-- start of PROVIDED MATERIAL --
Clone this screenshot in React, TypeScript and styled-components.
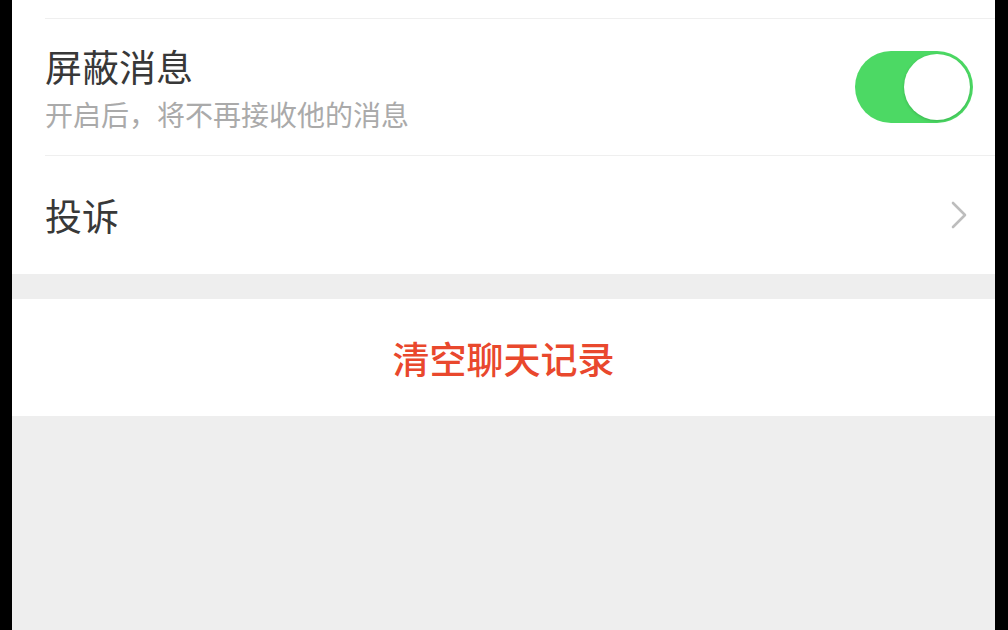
import React from 'react';
import styled, { createGlobalStyle } from 'styled-components';

const GlobalStyle = createGlobalStyle`
	html, body {
		margin: 0;
		padding: 0;
		height: 100%;
		background: #000;
	}
	#root {
		height: 100%;
	}
	* {
		box-sizing: border-box;
	}
`;

const Screen = styled.div`
	display: flex;
	height: 630px;
	padding: 0 13px 0 12px;
	background: #000;
	overflow: hidden;
	font-family: 'Noto Sans CJK SC', 'Noto Sans', sans-serif;
`;

const Page = styled.div`
	flex: 1;
	display: flex;
	flex-direction: column;
	background: #eeeeee;
`;

const Group = styled.div`
	display: flex;
	flex-direction: column;
	background: #fff;
	padding-left: 33px;
`;

const TopSpace = styled.div`
	height: 18px;
`;

const Divider = styled.div`
	height: 1px;
	background: #efefef;
`;

const Cell = styled.div<{ height: number }>`
	display: flex;
	align-items: center;
	justify-content: space-between;
	height: ${({ height }): number => height}px;
	padding-right: ${({ height }): number => (height > 120 ? 22 : 28)}px;
`;

const Texts = styled.div`
	display: flex;
	flex-direction: column;
`;

const Title = styled.div`
	font-size: 37px;
	line-height: 44px;
	color: #383838;
`;

const Subtitle = styled.div`
	margin-top: 9px;
	font-size: 28px;
	line-height: 34px;
	color: #aaaaaa;
`;

const Toggle = styled.div<{ on?: boolean }>`
	position: relative;
	width: 118px;
	height: 72px;
	border-radius: 36px;
	background: ${({ on }): string => (on ? '#4cd964' : '#e5e5e5')};
`;

const Knob = styled.div<{ on?: boolean }>`
	position: absolute;
	top: 3px;
	left: ${({ on }): number => (on ? 49 : 3)}px;
	width: 66px;
	height: 66px;
	border-radius: 50%;
	background: #fff;
	box-shadow: 0 1px 3px rgba(0, 80, 20, 0.25);
`;

const Gap = styled.div`
	height: 25px;
`;

const ActionCell = styled.div`
	display: flex;
	align-items: center;
	justify-content: center;
	height: 117px;
	background: #fff;
	font-size: 37px;
	font-weight: 500;
	color: #e9482d;
`;

const Chevron = (): React.ReactElement => (
	<svg width="16" height="30" viewBox="0 0 16 30">
		<polyline
			points="2,3 14,15 2,27"
			fill="none"
			stroke="#bdbdbd"
			strokeWidth="2.6"
			strokeLinecap="round"
			strokeLinejoin="round"
		/>
	</svg>
);

export default function App(): React.ReactElement {
	return (
		<>
			<GlobalStyle />
			<Screen>
				<Page>
					<Group>
						<TopSpace />
						<Divider />
						<Cell height={136}>
							<Texts>
								<Title>屏蔽消息</Title>
								<Subtitle>开启后，将不再接收他的消息</Subtitle>
							</Texts>
							<Toggle on>
								<Knob on />
							</Toggle>
						</Cell>
						<Divider />
						<Cell height={118}>
							<Title>投诉</Title>
							<Chevron />
						</Cell>
					</Group>
					<Gap />
					<ActionCell>清空聊天记录</ActionCell>
				</Page>
			</Screen>
		</>
	);
}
-- end of PROVIDED MATERIAL --
▶ _WHAT THIS TASK INVOLVES_: Make an exact reproduction of the listing above, without any pictures.

▶ _SOLUTION TO THE PROBLEM_:
Clone this screenshot in React, TypeScript and styled-components.
import React from 'react';
import styled, { createGlobalStyle } from 'styled-components';

const GlobalStyle = createGlobalStyle`
	html, body {
		margin: 0;
		padding: 0;
		height: 100%;
		background: #000;
	}
	#root {
		height: 100%;
	}
	* {
		box-sizing: border-box;
	}
`;

const Screen = styled.div`
	display: flex;
	height: 630px;
	padding: 0 13px 0 12px;
	background: #000;
	overflow: hidden;
	font-family: 'Noto Sans CJK SC', 'Noto Sans', sans-serif;
`;

const Page = styled.div`
	flex: 1;
	display: flex;
	flex-direction: column;
	background: #eeeeee;
`;

const Group = styled.div`
	display: flex;
	flex-direction: column;
	background: #fff;
	padding-left: 33px;
`;

const TopSpace = styled.div`
	height: 18px;
`;

const Divider = styled.div`
	height: 1px;
	background: #efefef;
`;

const Cell = styled.div<{ height: number }>`
	display: flex;
	align-items: center;
	justify-content: space-between;
	height: ${({ height }): number => height}px;
	padding-right: ${({ height }): number => (height > 120 ? 22 : 28)}px;
`;

const Texts = styled.div`
	display: flex;
	flex-direction: column;
`;

const Title = styled.div`
	font-size: 37px;
	line-height: 44px;
	color: #383838;
`;

const Subtitle = styled.div`
	margin-top: 9px;
	font-size: 28px;
	line-height: 34px;
	color: #aaaaaa;
`;

const Toggle = styled.div<{ on?: boolean }>`
	position: relative;
	width: 118px;
	height: 72px;
	border-radius: 36px;
	background: ${({ on }): string => (on ? '#4cd964' : '#e5e5e5')};
`;

const Knob = styled.div<{ on?: boolean }>`
	position: absolute;
	top: 3px;
	left: ${({ on }): number => (on ? 49 : 3)}px;
	width: 66px;
	height: 66px;
	border-radius: 50%;
	background: #fff;
	box-shadow: 0 1px 3px rgba(0, 80, 20, 0.25);
`;

const Gap = styled.div`
	height: 25px;
`;

const ActionCell = styled.div`
	display: flex;
	align-items: center;
	justify-content: center;
	height: 117px;
	background: #fff;
	font-size: 37px;
	font-weight: 500;
	color: #e9482d;
`;

const Chevron = (): React.ReactElement => (
	<svg width="16" height="30" viewBox="0 0 16 30">
		<polyline
			points="2,3 14,15 2,27"
			fill="none"
			stroke="#bdbdbd"
			strokeWidth="2.6"
			strokeLinecap="round"
			strokeLinejoin="round"
		/>
	</svg>
);

export default function App(): React.ReactElement {
	return (
		<>
			<GlobalStyle />
			<Screen>
				<Page>
					<Group>
						<TopSpace />
						<Divider />
						<Cell height={136}>
							<Texts>
								<Title>屏蔽消息</Title>
								<Subtitle>开启后，将不再接收他的消息</Subtitle>
							</Texts>
							<Toggle on>
								<Knob on />
							</Toggle>
						</Cell>
						<Divider />
						<Cell height={118}>
							<Title>投诉</Title>
							<Chevron />
						</Cell>
					</Group>
					<Gap />
					<ActionCell>清空聊天记录</ActionCell>
				</Page>
			</Screen>
		</>
	);
}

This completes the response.